▶ [Task to complete] Without the pictures, return all of the material exactly as written.
begin Data provided
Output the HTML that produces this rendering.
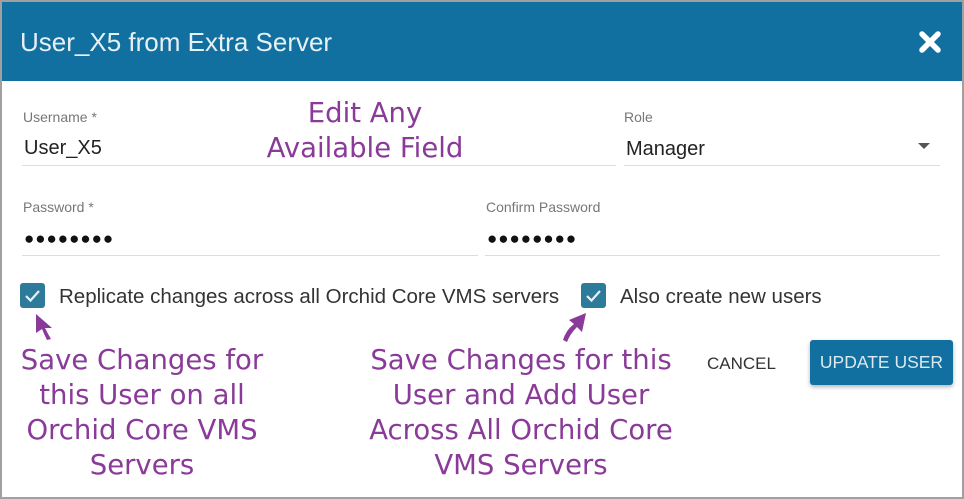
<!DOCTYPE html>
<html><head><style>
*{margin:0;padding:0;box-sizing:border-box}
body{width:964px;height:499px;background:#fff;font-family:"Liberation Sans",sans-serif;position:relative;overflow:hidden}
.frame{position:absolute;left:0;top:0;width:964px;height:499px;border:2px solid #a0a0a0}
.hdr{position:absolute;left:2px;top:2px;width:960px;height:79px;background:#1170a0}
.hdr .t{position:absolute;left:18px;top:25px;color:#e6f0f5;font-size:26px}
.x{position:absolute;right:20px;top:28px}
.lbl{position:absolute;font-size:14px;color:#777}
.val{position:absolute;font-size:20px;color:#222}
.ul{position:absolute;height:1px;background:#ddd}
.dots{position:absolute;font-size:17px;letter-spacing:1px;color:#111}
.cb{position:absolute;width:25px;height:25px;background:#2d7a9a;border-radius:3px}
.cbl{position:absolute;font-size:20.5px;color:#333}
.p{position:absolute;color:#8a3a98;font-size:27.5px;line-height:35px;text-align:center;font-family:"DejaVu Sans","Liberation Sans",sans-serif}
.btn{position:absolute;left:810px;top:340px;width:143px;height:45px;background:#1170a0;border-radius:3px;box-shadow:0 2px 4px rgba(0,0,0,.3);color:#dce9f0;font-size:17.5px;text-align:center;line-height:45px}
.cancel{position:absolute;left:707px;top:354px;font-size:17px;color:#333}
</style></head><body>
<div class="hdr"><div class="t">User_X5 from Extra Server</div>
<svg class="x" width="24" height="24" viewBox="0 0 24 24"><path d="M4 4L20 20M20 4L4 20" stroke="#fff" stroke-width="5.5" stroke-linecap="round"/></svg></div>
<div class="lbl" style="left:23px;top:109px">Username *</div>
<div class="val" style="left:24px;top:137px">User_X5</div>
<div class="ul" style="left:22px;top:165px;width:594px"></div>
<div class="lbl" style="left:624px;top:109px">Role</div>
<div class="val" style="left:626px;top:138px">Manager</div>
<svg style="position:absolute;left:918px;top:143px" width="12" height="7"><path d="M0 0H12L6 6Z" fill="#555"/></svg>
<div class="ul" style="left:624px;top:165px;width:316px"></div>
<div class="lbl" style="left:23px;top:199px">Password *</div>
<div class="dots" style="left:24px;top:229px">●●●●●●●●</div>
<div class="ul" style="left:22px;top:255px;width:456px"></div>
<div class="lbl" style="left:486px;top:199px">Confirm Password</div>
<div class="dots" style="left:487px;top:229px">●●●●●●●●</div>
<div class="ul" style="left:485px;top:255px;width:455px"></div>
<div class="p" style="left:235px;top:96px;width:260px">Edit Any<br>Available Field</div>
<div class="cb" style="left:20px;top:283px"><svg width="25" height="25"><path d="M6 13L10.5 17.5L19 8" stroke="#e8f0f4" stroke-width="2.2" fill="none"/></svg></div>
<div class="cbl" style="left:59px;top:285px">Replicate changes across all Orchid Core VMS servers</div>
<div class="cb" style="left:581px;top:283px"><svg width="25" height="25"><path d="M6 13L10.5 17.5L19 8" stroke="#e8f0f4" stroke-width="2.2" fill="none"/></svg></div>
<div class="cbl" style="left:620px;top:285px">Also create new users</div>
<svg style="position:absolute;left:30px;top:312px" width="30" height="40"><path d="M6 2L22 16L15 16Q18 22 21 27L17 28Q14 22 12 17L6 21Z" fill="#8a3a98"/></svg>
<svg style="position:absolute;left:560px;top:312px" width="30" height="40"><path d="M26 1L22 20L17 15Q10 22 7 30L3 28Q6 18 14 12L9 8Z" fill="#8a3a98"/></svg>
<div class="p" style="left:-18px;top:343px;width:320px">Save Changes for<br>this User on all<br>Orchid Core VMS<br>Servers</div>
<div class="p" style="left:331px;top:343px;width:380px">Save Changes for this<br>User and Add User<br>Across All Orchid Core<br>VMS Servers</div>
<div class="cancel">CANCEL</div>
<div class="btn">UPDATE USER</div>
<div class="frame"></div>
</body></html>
end Data provided
▶ [Exercise result]
Output the HTML that produces this rendering.
<!DOCTYPE html>
<html><head><style>
*{margin:0;padding:0;box-sizing:border-box}
body{width:964px;height:499px;background:#fff;font-family:"Liberation Sans",sans-serif;position:relative;overflow:hidden}
.frame{position:absolute;left:0;top:0;width:964px;height:499px;border:2px solid #a0a0a0}
.hdr{position:absolute;left:2px;top:2px;width:960px;height:79px;background:#1170a0}
.hdr .t{position:absolute;left:18px;top:25px;color:#e6f0f5;font-size:26px}
.x{position:absolute;right:20px;top:28px}
.lbl{position:absolute;font-size:14px;color:#777}
.val{position:absolute;font-size:20px;color:#222}
.ul{position:absolute;height:1px;background:#ddd}
.dots{position:absolute;font-size:17px;letter-spacing:1px;color:#111}
.cb{position:absolute;width:25px;height:25px;background:#2d7a9a;border-radius:3px}
.cbl{position:absolute;font-size:20.5px;color:#333}
.p{position:absolute;color:#8a3a98;font-size:27.5px;line-height:35px;text-align:center;font-family:"DejaVu Sans","Liberation Sans",sans-serif}
.btn{position:absolute;left:810px;top:340px;width:143px;height:45px;background:#1170a0;border-radius:3px;box-shadow:0 2px 4px rgba(0,0,0,.3);color:#dce9f0;font-size:17.5px;text-align:center;line-height:45px}
.cancel{position:absolute;left:707px;top:354px;font-size:17px;color:#333}
</style></head><body>
<div class="hdr"><div class="t">User_X5 from Extra Server</div>
<svg class="x" width="24" height="24" viewBox="0 0 24 24"><path d="M4 4L20 20M20 4L4 20" stroke="#fff" stroke-width="5.5" stroke-linecap="round"/></svg></div>
<div class="lbl" style="left:23px;top:109px">Username *</div>
<div class="val" style="left:24px;top:137px">User_X5</div>
<div class="ul" style="left:22px;top:165px;width:594px"></div>
<div class="lbl" style="left:624px;top:109px">Role</div>
<div class="val" style="left:626px;top:138px">Manager</div>
<svg style="position:absolute;left:918px;top:143px" width="12" height="7"><path d="M0 0H12L6 6Z" fill="#555"/></svg>
<div class="ul" style="left:624px;top:165px;width:316px"></div>
<div class="lbl" style="left:23px;top:199px">Password *</div>
<div class="dots" style="left:24px;top:229px">●●●●●●●●</div>
<div class="ul" style="left:22px;top:255px;width:456px"></div>
<div class="lbl" style="left:486px;top:199px">Confirm Password</div>
<div class="dots" style="left:487px;top:229px">●●●●●●●●</div>
<div class="ul" style="left:485px;top:255px;width:455px"></div>
<div class="p" style="left:235px;top:96px;width:260px">Edit Any<br>Available Field</div>
<div class="cb" style="left:20px;top:283px"><svg width="25" height="25"><path d="M6 13L10.5 17.5L19 8" stroke="#e8f0f4" stroke-width="2.2" fill="none"/></svg></div>
<div class="cbl" style="left:59px;top:285px">Replicate changes across all Orchid Core VMS servers</div>
<div class="cb" style="left:581px;top:283px"><svg width="25" height="25"><path d="M6 13L10.5 17.5L19 8" stroke="#e8f0f4" stroke-width="2.2" fill="none"/></svg></div>
<div class="cbl" style="left:620px;top:285px">Also create new users</div>
<svg style="position:absolute;left:30px;top:312px" width="30" height="40"><path d="M6 2L22 16L15 16Q18 22 21 27L17 28Q14 22 12 17L6 21Z" fill="#8a3a98"/></svg>
<svg style="position:absolute;left:560px;top:312px" width="30" height="40"><path d="M26 1L22 20L17 15Q10 22 7 30L3 28Q6 18 14 12L9 8Z" fill="#8a3a98"/></svg>
<div class="p" style="left:-18px;top:343px;width:320px">Save Changes for<br>this User on all<br>Orchid Core VMS<br>Servers</div>
<div class="p" style="left:331px;top:343px;width:380px">Save Changes for this<br>User and Add User<br>Across All Orchid Core<br>VMS Servers</div>
<div class="cancel">CANCEL</div>
<div class="btn">UPDATE USER</div>
<div class="frame"></div>
</body></html>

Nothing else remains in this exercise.